It’s because if something has a very small probability, you need to take a lot of samples to observe it at least once. For example, if something has 1% probability, you’ll need to try approximately 100 times until you observe it once.

*Take me back to the beginning!*

__Basic probability calculations__

#### Calculate the probability of all 18 toads to be left handed.

`0.5^18`

`## [1] 3.814697e-06`

Individually, every toad has 50% chance to be left-handed, so you just multiply this 18 times. This statement is essentially: **Pr[first toad is left-handed AND … AND 18th toad is left-handed]**.

You can, of course, calculate this probability from your simulated distribution - but beware, it won’t give you the same exact result due to the fact that simulations introduce a whole lot of randomness. The answer above is grounded in maths and theory, the answer you’d get from the distribution is grounded in (simulated) data.

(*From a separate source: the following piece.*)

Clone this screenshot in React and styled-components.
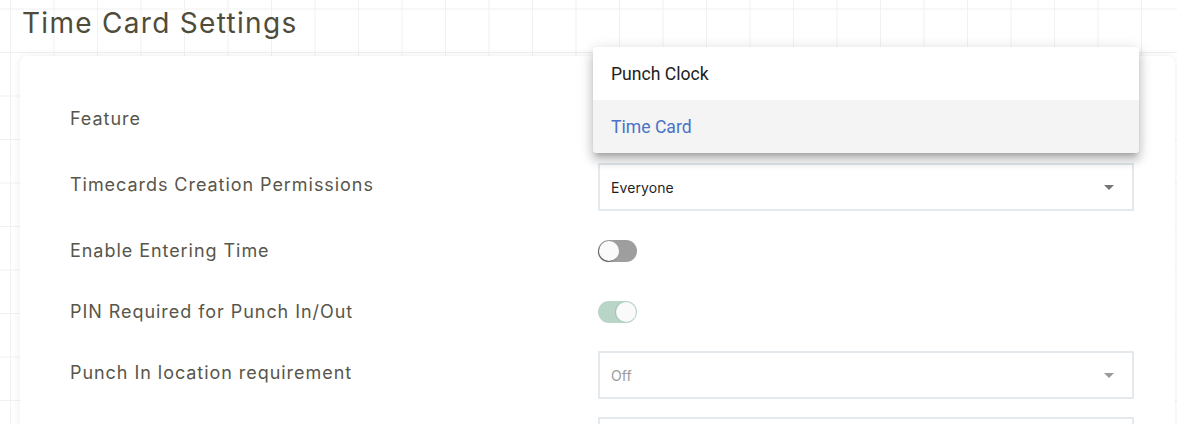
import React from "react";
import styled, { createGlobalStyle } from "styled-components";

const GlobalStyle = createGlobalStyle`
  html, body {
    margin: 0;
    padding: 0;
    background-color: #fff;
    background-image:
      linear-gradient(to right, #f1f1f1 1px, transparent 1px),
      linear-gradient(to bottom, #f1f1f1 1px, transparent 1px);
    background-size: 43.5px 43.5px;
    background-position: 10px 8.5px;
    font-family: "Inter", "Open Sans", sans-serif;
    overflow: hidden;
  }
`;

const Page = styled.div`
  padding: 4px 2px 0 20px;
`;

const Title = styled.h1`
  margin: 0 0 0 2px;
  font-family: "Inter", sans-serif;
  font-size: 28px;
  font-weight: 400;
  line-height: 38px;
  color: #4f4c3b;
  letter-spacing: 1.3px;
`;

const Card = styled.section`
  margin-top: 14px;
  background: #fff;
  border-radius: 8px;
  box-shadow: 0 0 10px rgba(0, 0, 0, 0.07);
  padding: 41px 41px 40px 50px;
  min-height: 400px;
`;

const Row = styled.div`
  display: grid;
  grid-template-columns: 528px 536px;
  align-items: center;
  min-height: ${(p) => (p.$toggle ? "43px" : "48px")};
  margin-bottom: 18px;
`;

const Label = styled.span`
  font-family: "Inter", sans-serif;
  font-size: 18px;
  font-weight: 400;
  color: #58564a;
  letter-spacing: 0.95px;
  margin-top: ${(p) => (p.$toggle ? "-1px" : "-5px")};
`;

const Field = styled.div`
  position: relative;
`;

const SelectBox = styled.div`
  box-sizing: border-box;
  height: 48px;
  border: 2px solid #e3e9ec;
  display: flex;
  align-items: center;
  justify-content: space-between;
  padding: 0 18px 0 11px;
  background: #fff;
  font-family: "Inter", sans-serif;
  font-size: 14px;
  letter-spacing: 0.1px;
  color: ${(p) => (p.$muted ? "#9a9a9a" : "#1f1f1f")};
`;

const Arrow = styled.span`
  width: 0;
  height: 0;
  border-left: 5px solid transparent;
  border-right: 5px solid transparent;
  border-top: 5px solid ${(p) => (p.$muted ? "#9a9a9a" : "#757575")};
`;

const Track = styled.div`
  position: relative;
  width: 39px;
  height: 22px;
  border-radius: 11px;
  background: ${(p) => (p.$on ? "#b9d5c8" : "#9e9e9e")};
`;

const Thumb = styled.span`
  position: absolute;
  top: 1px;
  left: ${(p) => (p.$on ? "18px" : "1px")};
  width: 20px;
  height: 20px;
  border-radius: 50%;
  background: #fafafa;
  box-shadow: ${(p) =>
    p.$on ? "-1px 0 1px rgba(0,0,0,0.12)" : "-1px 1px 1px rgba(0,0,0,0.45)"};
`;

const Menu = styled.ul`
  position: absolute;
  left: -5px;
  top: -50px;
  width: 546px;
  margin: 0;
  padding: 0;
  list-style: none;
  background: #fff;
  border-radius: 4px;
  overflow: hidden;
  z-index: 10;
  box-shadow: 0 5px 5px -3px rgba(0, 0, 0, 0.2),
    0 8px 10px 1px rgba(0, 0, 0, 0.14), 0 3px 14px 2px rgba(0, 0, 0, 0.12);
`;

const MenuItem = styled.li`
  height: 53px;
  display: flex;
  align-items: center;
  padding-left: 18px;
  font-family: "Roboto", sans-serif;
  font-size: 17.6px;
  color: ${(p) => (p.$selected ? "#4a72c6" : "#222")};
  background: ${(p) => (p.$selected ? "#f4f4f4" : "#fff")};
`;

const Select = ({ value, muted }) => (
  <SelectBox $muted={muted}>
    <span>{value}</span>
    <Arrow $muted={muted} />
  </SelectBox>
);

const Toggle = ({ on }) => (
  <Track $on={on}>
    <Thumb $on={on} />
  </Track>
);

export default function App() {
  return (
    <>
      <GlobalStyle />
      <Page>
        <Title>Time Card Settings</Title>
        <Card>
          <Row>
            <Label>Feature</Label>
            <Field>
              <Select value="" />
              <Menu>
                <MenuItem>Punch Clock</MenuItem>
                <MenuItem $selected>Time Card</MenuItem>
              </Menu>
            </Field>
          </Row>
          <Row>
            <Label>Timecards Creation Permissions</Label>
            <Select value="Everyone" />
          </Row>
          <Row $toggle>
            <Label $toggle>Enable Entering Time</Label>
            <Toggle />
          </Row>
          <Row $toggle>
            <Label $toggle>PIN Required for Punch In/Out</Label>
            <Toggle on />
          </Row>
          <Row>
            <Label>Punch In location requirement</Label>
            <Select value="Off" muted />
          </Row>
          <Row>
            <Label>Punch Out location requirement</Label>
            <Select value="Off" muted />
          </Row>
        </Card>
      </Page>
    </>
  );
}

#### Calculate the probability of all 18 toads to be left handed.

`0.5^18`

`## [1] 3.814697e-06`

#### Calculate the probability of 17/18 toads to be left handed (it is 18 different outcomes).

`18*(0.5^17*0.5)`

`## [1] 6.866455e-05`

This statement is saying the following: **Pr[first toad is left-handed AND … AND 17th toad is left-handed AND 18th toad is right-handed]**, so to deal with the left-handed ones, you multiply 0.5 17 times and then you multiply this by 0.5 to account for the one right-handed toad. Because you can choose that one right-handed toad in 18 different ways (aka any toad out of the 18 could be the right-handed one), you need to multiply this whole expression by 18.

#### Calculate the probability of all 18 toads to be left handed if we expect the population to have a frequency of 30% “left handed” toads.

`0.3^18 `

`## [1] 3.874205e-10`

#### Calculate the probability of all 18 toads to be right handed if we expect the population to have a frequency of 30% “left handed” toads.

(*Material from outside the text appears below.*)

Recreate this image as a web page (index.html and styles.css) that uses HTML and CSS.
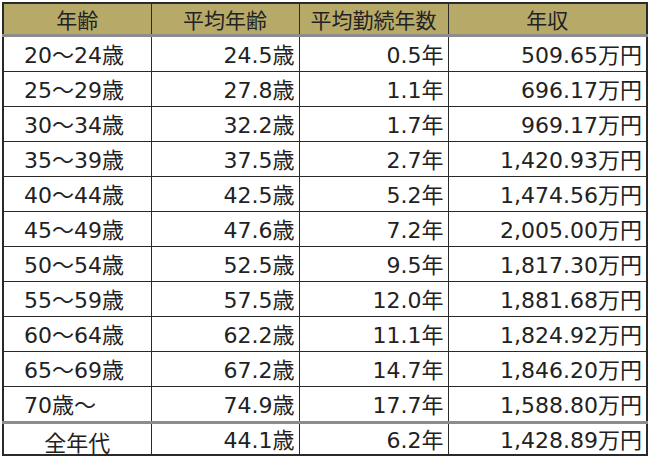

`0.7^18 # because the probability of being right-handed now is 0.7`

`## [1] 0.001628414`

#### Let’s calculate the probability of 17/18 toads to be left handed if we expect the population to have a frequency of 30% “left-handed” toads now and see how the expression changes:

`18*(0.3^17*0.7)`

`## [1] 1.627166e-08`

We can see that this is a much smaller probability, which makes sense as right-handed toads are more than twice as frequent in the population - so we wouldn’t be suprised if it was pretty hard to take a sample where an overwhelming majority (almost 95%) of the toads are left-handed.

*Take me back to the beginning!*

__P values by comparing the test statistic to the null distribution__

#### How often did your simulation yield 14 or more left handed toads?

`sum(nl >= 14)`

`## [1] 15383`

#### How often did it yield the equivalent “lower tail”? (i.e. a similar lower than expected number of left handed toads)

`sum(nl <= 4)`

`## [1] 15765`

#### What is the sum of extreme simulations from the null distribution?

`sum(nl >= 14) + sum(nl <= 4)`

`## [1] 31148`

#### How much is this sum out of the total number of simulations?

`(sum(nl >= 14) + sum(nl <= 4)) / length(nl)`

`## [1] 0.031148`

#### How does this value compare with the obtained P value from the book example?

It is the same value, however, it is based on simulations and not real probabilities.

#### If you only observed 13 left handed toads - would you reject the null hypothesis?

`(sum(nl >= 13) + sum(nl <= 5)) / length(nl)`

`## [1] 0.096913`

We wouldn’t.